Segundo Matheus Zuliane Falcão, analista do Idec, a ANS poderia e deveria mudar a regulação dos coletivos porque a premissa de que há um poder de barganha entre pessoas jurídicas, ou seja, entre as operadoras e os contratantes do plano, é equivocada. “Esse poder de negociação não existe.”

A ANS diz que monitora os reajustes que são efetuados e atualmente trabalha para divulgar essas informações de modo mais eficiente e detalhado.

Diante dos aumentos, uma opção dos usuários tem sido a migração para convênios mais baratos. Nos primeiros quatro meses deste ano, houve um aumento de 50% de consultas na ANS sobre a portabilidade de carência.

De janeiro a abril deste ano, foram gerados 122.678 protocolos de consultas, quase 40 mil a mais que os gerados no mesmo período em 2020 (83.081).

Para Robba, idosos e pessoas em tratamento enfrentam dificuldade para fazer a portabilidade e muitas vezes ficam amarrados ao plano que não conseguem mais pagar.

O tema do reajuste dos planos coletivos chegou à comissão de defesa do consumidor da Câmara dos Deputados, que vai elaborar um projeto de lei para regular o tema. A ideia é que o projeto defina regras específicas para os reajustes dos coletivos, a exemplo do que existe para os planos individuais.

Para Vera Valente, da FenaSaúde, a atual fórmula da ANS para o cálculo dos planos individuais deixa as empresas numa situação de risco porque os reajustes ficam abaixo da inflação médica.

Segundo ela, 85% das receitas das operadoras são repassados para os prestadores de serviço, como os hospitais, e pede cautela na adoção de medidas de regulação mais restritiva.

Valente diz que a maioria das operadoras (56%) são de pequeno porte e que 80% estão no interior do Brasil.
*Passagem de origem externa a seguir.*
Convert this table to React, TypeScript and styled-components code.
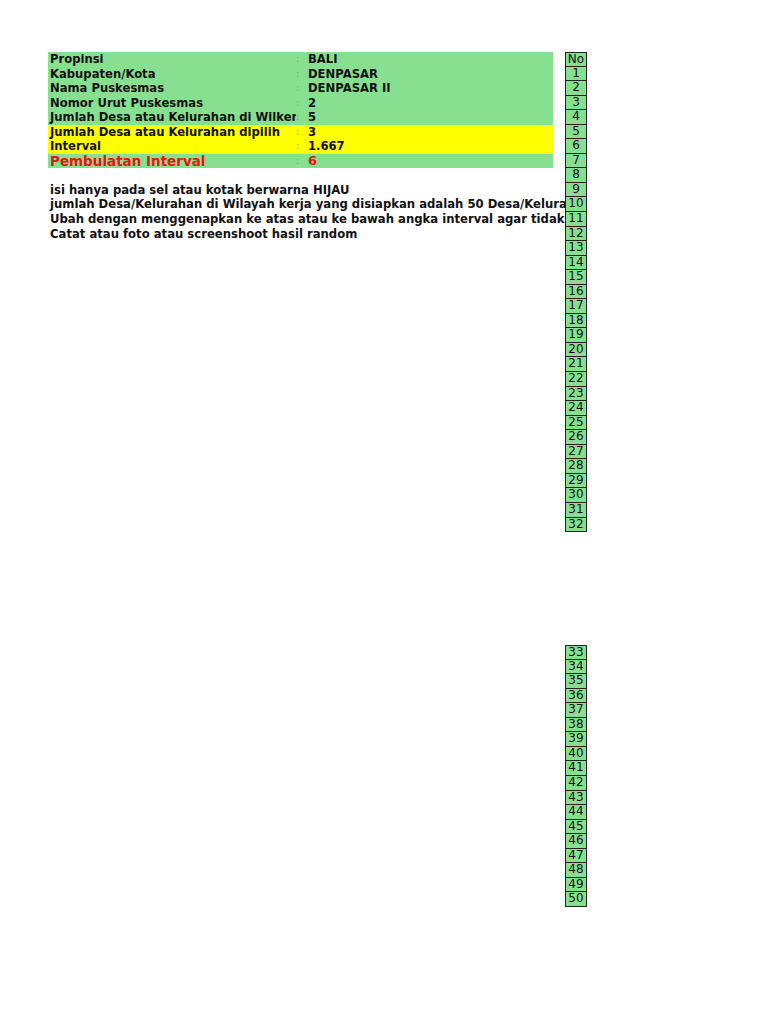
import React from "react";
import styled, { createGlobalStyle } from "styled-components";

const Global = createGlobalStyle`
  html, body { margin: 0; padding: 0; background: #fff; }
  body { font-family: "DejaVu Sans", sans-serif; }
`;

const ROW = 14.55;
const GREEN = "#87e08f";

const Page = styled.div`
  width: 768px;
  height: 1024px;
  box-sizing: border-box;
  padding: 52px 0 0 48px;
  display: flex;
  align-items: flex-start;
  overflow: hidden;
`;

const Left = styled.div`
  width: 517px;
  display: flex;
  flex-direction: column;
`;

const InfoTable = styled.div`
  width: 505px;
  display: flex;
  flex-direction: column;
`;

const InfoRow = styled.div<{ $bg: string }>`
  height: ${ROW}px;
  display: grid;
  grid-template-columns: 248px 12px 1fr;
  align-items: center;
  background: ${(p) => p.$bg};
  font-size: 11.6px;
  font-weight: bold;
  color: #111;
  line-height: ${ROW}px;
`;

const Label = styled.div<{ $big?: boolean }>`
  padding-left: 2px;
  white-space: nowrap;
  overflow: hidden;
  color: ${(p) => (p.$big ? "#ee1111" : "#111")};
  font-size: ${(p) => (p.$big ? "13.5px" : "11.6px")};
`;

const Colon = styled.div`
  color: #999;
  font-weight: normal;
  font-size: 10px;
`;

const Value = styled.div<{ $red?: boolean }>`
  color: ${(p) => (p.$red ? "#ee1111" : "#111")};
  font-size: ${(p) => (p.$red ? "13px" : "11.6px")};
  white-space: nowrap;
`;

const Notes = styled.div`
  margin-top: ${ROW}px;
  display: flex;
  flex-direction: column;
`;

const Note = styled.div`
  height: ${ROW}px;
  line-height: ${ROW}px;
  font-size: 11.65px;
  font-weight: bold;
  color: #111;
  white-space: nowrap;
  overflow: hidden;
  padding-left: 2px;
`;

const NoCol = styled.div`
  width: 22px;
  display: flex;
  flex-direction: column;
`;

const Cell = styled.div`
  height: ${ROW}px;
  box-sizing: border-box;
  border: 1px solid #222;
  border-top: none;
  background: ${GREEN};
  font-size: 12px;
  line-height: ${ROW - 1}px;
  text-align: center;
  color: #111;
  &:first-child, &.first { border-top: 1px solid #222; line-height: ${ROW - 2}px; }
`;

const Gap = styled.div`
  height: 113px;
`;

const info: { label: string; value: string; bg: string; big?: boolean }[] = [
  { label: "Propinsi", value: "BALI", bg: GREEN },
  { label: "Kabupaten/Kota", value: "DENPASAR", bg: GREEN },
  { label: "Nama Puskesmas", value: "DENPASAR II", bg: GREEN },
  { label: "Nomor Urut Puskesmas", value: "2", bg: GREEN },
  { label: "Jumlah Desa atau Kelurahan di Wilkerja", value: "5", bg: GREEN },
  { label: "Jumlah Desa atau Kelurahan dipilih", value: "3", bg: "#ffff00" },
  { label: "Interval", value: "1.667", bg: "#ffff00" },
  { label: "Pembulatan Interval", value: "6", bg: GREEN, big: true },
];

const notes = [
  "isi hanya pada sel atau kotak berwarna HIJAU",
  "jumlah Desa/Kelurahan di Wilayah kerja yang disiapkan adalah 50 Desa/Kelurahan",
  "Ubah dengan menggenapkan ke atas atau ke bawah angka interval agar tidak melebihi jumlah desa",
  "Catat atau foto atau screenshoot hasil random",
];

export default function App() {
  const first = Array.from({ length: 32 }, (_, i) => i + 1);
  const second = Array.from({ length: 18 }, (_, i) => i + 33);
  return (
    <>
      <Global />
      <Page>
        <Left>
          <InfoTable>
            {info.map((r) => (
              <InfoRow key={r.label} $bg={r.bg}>
                <Label $big={r.big}>{r.label}</Label>
                <Colon>:</Colon>
                <Value $red={r.big}>{r.value}</Value>
              </InfoRow>
            ))}
          </InfoTable>
          <Notes>
            {notes.map((n) => (
              <Note key={n}>{n}</Note>
            ))}
          </Notes>
        </Left>
        <NoCol>
          <Cell>No</Cell>
          {first.map((n) => (
            <Cell key={n}>{n}</Cell>
          ))}
          <Gap />
          {second.map((n, i) => (
            <Cell key={n} className={i === 0 ? "first" : undefined}>
              {n}
            </Cell>
          ))}
        </NoCol>
      </Page>
    </>
  );
}
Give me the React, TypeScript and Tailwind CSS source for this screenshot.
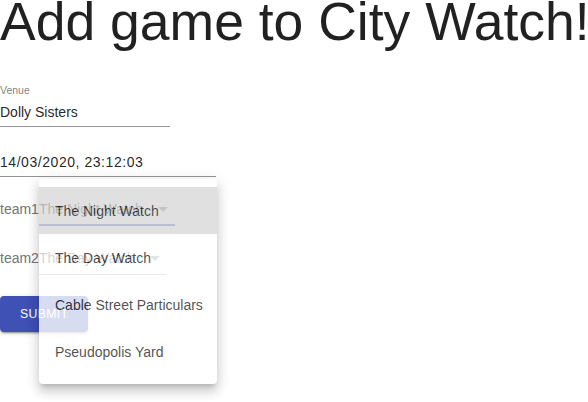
import React from "react";

const teams = [
  "The Night Watch",
  "The Day Watch",
  "Cable Street Particulars",
  "Pseudopolis Yard",
];

function Arrow() {
  return (
    <svg
      viewBox="0 0 24 24"
      className="absolute right-0 top-[calc(50%-12px)] w-6 h-6 fill-[rgba(0,0,0,0.54)]"
    >
      <path d="M7 10l5 5 5-5z" />
    </svg>
  );
}

function TeamRow({
  label,
  value,
  focused,
}: {
  label: string;
  value: string;
  focused?: boolean;
}) {
  return (
    <div className="flex items-end">
      <span className="text-[14px] leading-[20px] pb-[7px] text-[#757575]">
        {label}
      </span>
      <div
        className={
          focused
            ? "relative pt-[6px] pb-[5px] pr-[32px] border-b-2 border-[#3f51b5]"
            : "relative pt-[6px] pb-[6px] pr-[32px] border-b border-[rgba(0,0,0,0.42)]"
        }
      >
        <div className="text-[14px] leading-[20px] text-[rgba(0,0,0,0.87)] whitespace-nowrap">
          {value}
        </div>
        <Arrow />
      </div>
    </div>
  );
}

export default function App() {
  return (
    <div
      className="relative w-[588px] h-[402px] overflow-hidden bg-white"
      style={{ fontFamily: '"Liberation Sans", Arial, sans-serif' }}
    >
      <h1 className="text-[53.5px] leading-[44px] font-normal text-[rgba(0,0,0,0.87)] whitespace-nowrap">
        Add game to City Watch!
      </h1>

      <form className="flex flex-col items-start">
        <div className="mt-[40px] w-[170px]">
          <div className="text-[10.5px] leading-[12px] text-[rgba(0,0,0,0.54)]">
            Venue
          </div>
          <div className="pt-[6px] pb-[4px] border-b border-[rgba(0,0,0,0.42)] text-[14px] leading-[20px] text-[rgba(0,0,0,0.87)]">
            Dolly Sisters
          </div>
        </div>

        <div className="mt-[19px] w-[216px] pt-[6px] pb-[4px] border-b border-[rgba(0,0,0,0.42)] text-[14px] leading-[20px] tracking-[0.55px] text-[rgba(0,0,0,0.87)]">
          14/03/2020, 23:12:03
        </div>

        <div className="mt-[16px]">
          <TeamRow label="team1" value="The Night Watch" focused />
        </div>
        <div className="mt-[16px]">
          <TeamRow label="team2" value="The Day Watch" />
        </div>

        <button
          type="button"
          className="mt-[21px] h-[36px] px-[20px] rounded-[4px] bg-[#3f51b5] text-white text-[12.25px] tracking-[0.35px] uppercase shadow-[0px_3px_1px_-2px_rgba(0,0,0,0.2),0px_2px_2px_0px_rgba(0,0,0,0.14),0px_1px_5px_0px_rgba(0,0,0,0.12)]"
        >
          Submit
        </button>
      </form>

      <ul className="absolute left-[39px] top-[179px] w-[178px] py-[8px] bg-white rounded-[4px] opacity-80 shadow-[0px_5px_5px_-3px_rgba(0,0,0,0.2),0px_8px_10px_1px_rgba(0,0,0,0.14),0px_3px_14px_2px_rgba(0,0,0,0.12)]">
        {teams.map((t, i) => (
          <li
            key={t}
            className={
              i === 0
                ? "h-[47.25px] flex items-center px-[16px] bg-[#d9d9d9] text-[14px] leading-[20px] text-[rgba(0,0,0,0.87)] whitespace-nowrap"
                : "h-[47.25px] flex items-center px-[16px] text-[14px] leading-[20px] text-[rgba(0,0,0,0.87)] whitespace-nowrap"
            }
          >
            {t}
          </li>
        ))}
      </ul>
    </div>
  );
}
Na sua opinião, essas serão as primeiras a serem impactas com uma eventual mudança no modelo de reajustes.

Pestana, da Abramge, lembra que a margem de rentabilidade das operadoras é menor do que 5% e só a última incorporação de 68 novos procedimentos e tecnologias autorizada pela ANS em abril deve trazer um impacto de custos de até 3%.